Objective -
From the listing below, pick out each line with the word "styled".

Supplied material -

=-=-=

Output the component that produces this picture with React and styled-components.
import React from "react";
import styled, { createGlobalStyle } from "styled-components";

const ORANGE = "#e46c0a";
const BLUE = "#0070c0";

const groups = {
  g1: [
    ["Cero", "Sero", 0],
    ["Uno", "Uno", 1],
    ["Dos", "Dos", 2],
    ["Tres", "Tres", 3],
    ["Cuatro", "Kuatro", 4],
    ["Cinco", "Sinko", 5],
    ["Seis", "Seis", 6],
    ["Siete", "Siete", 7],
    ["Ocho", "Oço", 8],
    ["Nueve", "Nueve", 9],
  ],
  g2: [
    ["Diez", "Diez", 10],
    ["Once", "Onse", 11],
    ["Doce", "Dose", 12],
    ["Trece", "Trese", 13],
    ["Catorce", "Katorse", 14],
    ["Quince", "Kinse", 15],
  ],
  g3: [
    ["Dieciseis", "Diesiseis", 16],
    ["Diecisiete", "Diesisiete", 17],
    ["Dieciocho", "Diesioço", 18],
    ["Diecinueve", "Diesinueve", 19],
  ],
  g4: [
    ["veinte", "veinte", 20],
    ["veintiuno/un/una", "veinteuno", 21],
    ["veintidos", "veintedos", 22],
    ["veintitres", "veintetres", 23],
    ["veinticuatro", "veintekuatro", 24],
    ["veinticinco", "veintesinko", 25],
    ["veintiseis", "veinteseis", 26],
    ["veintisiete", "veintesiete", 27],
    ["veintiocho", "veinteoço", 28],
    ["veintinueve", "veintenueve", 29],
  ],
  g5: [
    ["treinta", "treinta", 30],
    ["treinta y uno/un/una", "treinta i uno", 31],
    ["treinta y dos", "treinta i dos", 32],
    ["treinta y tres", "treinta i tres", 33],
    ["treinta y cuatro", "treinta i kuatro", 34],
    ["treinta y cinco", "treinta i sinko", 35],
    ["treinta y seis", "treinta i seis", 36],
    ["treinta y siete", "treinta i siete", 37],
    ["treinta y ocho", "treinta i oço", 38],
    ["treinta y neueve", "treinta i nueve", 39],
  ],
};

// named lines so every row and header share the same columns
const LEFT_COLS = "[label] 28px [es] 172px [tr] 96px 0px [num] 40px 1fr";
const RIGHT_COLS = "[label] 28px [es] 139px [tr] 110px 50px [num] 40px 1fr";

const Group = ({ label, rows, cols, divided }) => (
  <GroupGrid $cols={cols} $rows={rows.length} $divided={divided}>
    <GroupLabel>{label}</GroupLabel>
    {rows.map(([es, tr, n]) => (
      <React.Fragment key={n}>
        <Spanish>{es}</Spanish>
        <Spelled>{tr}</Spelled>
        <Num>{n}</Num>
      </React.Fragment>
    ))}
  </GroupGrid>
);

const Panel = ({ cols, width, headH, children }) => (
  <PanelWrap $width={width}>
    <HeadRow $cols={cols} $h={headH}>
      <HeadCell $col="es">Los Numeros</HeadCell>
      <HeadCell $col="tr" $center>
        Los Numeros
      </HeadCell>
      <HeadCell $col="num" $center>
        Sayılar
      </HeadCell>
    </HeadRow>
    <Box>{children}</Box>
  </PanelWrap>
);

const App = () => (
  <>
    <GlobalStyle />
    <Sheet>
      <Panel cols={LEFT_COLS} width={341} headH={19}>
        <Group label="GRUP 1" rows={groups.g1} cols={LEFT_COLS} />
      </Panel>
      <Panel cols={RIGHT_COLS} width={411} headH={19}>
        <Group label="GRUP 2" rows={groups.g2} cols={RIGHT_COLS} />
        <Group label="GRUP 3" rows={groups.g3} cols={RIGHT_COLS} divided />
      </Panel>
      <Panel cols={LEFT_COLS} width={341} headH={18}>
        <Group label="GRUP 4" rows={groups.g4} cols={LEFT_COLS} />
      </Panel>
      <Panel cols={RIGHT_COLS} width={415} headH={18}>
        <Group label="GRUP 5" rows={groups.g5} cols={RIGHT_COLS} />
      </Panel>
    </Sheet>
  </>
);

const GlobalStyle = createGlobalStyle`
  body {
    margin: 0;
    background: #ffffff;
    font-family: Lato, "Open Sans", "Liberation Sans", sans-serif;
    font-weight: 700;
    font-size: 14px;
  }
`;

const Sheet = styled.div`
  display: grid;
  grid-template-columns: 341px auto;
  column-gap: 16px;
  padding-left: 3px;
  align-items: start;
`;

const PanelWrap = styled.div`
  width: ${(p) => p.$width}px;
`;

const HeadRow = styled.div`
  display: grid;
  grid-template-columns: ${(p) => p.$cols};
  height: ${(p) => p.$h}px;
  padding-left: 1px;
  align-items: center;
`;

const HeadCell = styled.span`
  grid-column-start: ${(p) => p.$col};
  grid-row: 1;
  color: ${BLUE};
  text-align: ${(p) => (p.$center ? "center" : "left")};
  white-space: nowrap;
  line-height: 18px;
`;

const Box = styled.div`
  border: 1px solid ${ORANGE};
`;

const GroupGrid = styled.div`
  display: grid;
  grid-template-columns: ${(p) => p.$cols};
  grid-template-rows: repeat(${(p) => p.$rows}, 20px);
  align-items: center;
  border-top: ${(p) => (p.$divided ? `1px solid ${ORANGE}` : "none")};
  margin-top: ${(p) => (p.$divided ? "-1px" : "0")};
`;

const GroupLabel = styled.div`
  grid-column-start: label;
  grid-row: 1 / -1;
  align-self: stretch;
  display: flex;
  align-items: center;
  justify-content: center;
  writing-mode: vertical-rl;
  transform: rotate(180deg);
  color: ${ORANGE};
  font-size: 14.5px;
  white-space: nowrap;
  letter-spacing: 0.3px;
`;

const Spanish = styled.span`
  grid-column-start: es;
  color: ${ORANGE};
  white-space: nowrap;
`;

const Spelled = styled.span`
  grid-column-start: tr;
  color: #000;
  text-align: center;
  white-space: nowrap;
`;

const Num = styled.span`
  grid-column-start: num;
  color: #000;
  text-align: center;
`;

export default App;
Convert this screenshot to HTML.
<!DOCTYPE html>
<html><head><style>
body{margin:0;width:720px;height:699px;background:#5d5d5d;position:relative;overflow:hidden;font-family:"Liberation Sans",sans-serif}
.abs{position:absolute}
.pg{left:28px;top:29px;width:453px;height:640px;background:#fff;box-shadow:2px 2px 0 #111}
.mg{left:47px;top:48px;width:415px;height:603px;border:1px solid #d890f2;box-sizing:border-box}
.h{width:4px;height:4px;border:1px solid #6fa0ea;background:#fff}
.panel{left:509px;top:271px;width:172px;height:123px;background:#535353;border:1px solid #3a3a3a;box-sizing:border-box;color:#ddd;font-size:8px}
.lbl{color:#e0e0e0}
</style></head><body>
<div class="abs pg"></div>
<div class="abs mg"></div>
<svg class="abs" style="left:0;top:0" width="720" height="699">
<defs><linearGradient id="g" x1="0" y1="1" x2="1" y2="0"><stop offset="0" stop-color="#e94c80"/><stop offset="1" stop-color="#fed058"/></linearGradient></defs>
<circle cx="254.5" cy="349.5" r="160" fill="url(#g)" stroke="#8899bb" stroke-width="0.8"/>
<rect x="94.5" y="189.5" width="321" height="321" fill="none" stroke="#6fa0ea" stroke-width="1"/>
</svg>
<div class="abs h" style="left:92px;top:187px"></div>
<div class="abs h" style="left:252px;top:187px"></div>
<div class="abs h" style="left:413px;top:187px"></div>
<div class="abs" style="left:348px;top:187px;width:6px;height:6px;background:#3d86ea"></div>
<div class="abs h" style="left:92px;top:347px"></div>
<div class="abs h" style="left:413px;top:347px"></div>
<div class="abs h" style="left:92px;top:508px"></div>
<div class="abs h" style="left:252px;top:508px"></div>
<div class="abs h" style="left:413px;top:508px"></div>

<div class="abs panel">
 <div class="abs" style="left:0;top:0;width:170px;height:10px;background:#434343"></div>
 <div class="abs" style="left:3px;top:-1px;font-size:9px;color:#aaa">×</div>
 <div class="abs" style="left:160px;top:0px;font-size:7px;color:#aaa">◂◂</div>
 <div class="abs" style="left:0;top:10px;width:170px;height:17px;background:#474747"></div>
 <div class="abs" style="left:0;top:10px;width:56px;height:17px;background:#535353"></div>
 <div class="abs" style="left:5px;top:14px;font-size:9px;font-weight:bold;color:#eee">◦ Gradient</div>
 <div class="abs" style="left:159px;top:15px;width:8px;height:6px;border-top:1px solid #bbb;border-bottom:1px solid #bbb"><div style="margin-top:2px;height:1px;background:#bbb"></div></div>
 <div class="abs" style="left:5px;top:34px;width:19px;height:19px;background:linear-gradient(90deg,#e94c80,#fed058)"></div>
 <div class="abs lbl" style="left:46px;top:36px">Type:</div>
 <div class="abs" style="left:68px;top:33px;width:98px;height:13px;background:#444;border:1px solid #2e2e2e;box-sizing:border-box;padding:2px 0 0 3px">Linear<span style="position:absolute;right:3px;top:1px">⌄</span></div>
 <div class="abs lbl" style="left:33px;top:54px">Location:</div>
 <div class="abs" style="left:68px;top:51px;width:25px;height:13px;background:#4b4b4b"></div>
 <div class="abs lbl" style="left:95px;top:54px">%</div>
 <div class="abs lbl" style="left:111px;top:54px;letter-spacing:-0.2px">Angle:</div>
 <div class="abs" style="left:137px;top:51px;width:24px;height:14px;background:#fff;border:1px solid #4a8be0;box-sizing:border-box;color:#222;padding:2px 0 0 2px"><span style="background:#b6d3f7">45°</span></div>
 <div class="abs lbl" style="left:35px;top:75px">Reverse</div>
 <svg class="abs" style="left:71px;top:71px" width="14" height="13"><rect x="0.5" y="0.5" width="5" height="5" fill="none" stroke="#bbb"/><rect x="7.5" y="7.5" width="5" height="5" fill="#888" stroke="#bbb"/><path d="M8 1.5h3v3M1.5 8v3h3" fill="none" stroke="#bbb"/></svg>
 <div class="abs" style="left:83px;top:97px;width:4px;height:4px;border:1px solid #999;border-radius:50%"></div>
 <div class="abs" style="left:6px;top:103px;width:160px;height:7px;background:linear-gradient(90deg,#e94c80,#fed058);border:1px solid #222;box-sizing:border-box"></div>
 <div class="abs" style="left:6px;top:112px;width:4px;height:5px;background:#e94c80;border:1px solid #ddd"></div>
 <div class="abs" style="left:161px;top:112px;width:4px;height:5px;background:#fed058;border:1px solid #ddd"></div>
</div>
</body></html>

=-=-=

Reply to the exercise -
Output the component that produces this picture with React and styled-components.
import styled, { createGlobalStyle } from "styled-components";
const Sheet = styled.div`
const PanelWrap = styled.div`
const HeadRow = styled.div`
const HeadCell = styled.span`
const Box = styled.div`
const GroupGrid = styled.div`
const GroupLabel = styled.div`
const Spanish = styled.span`
const Spelled = styled.span`
const Num = styled.span`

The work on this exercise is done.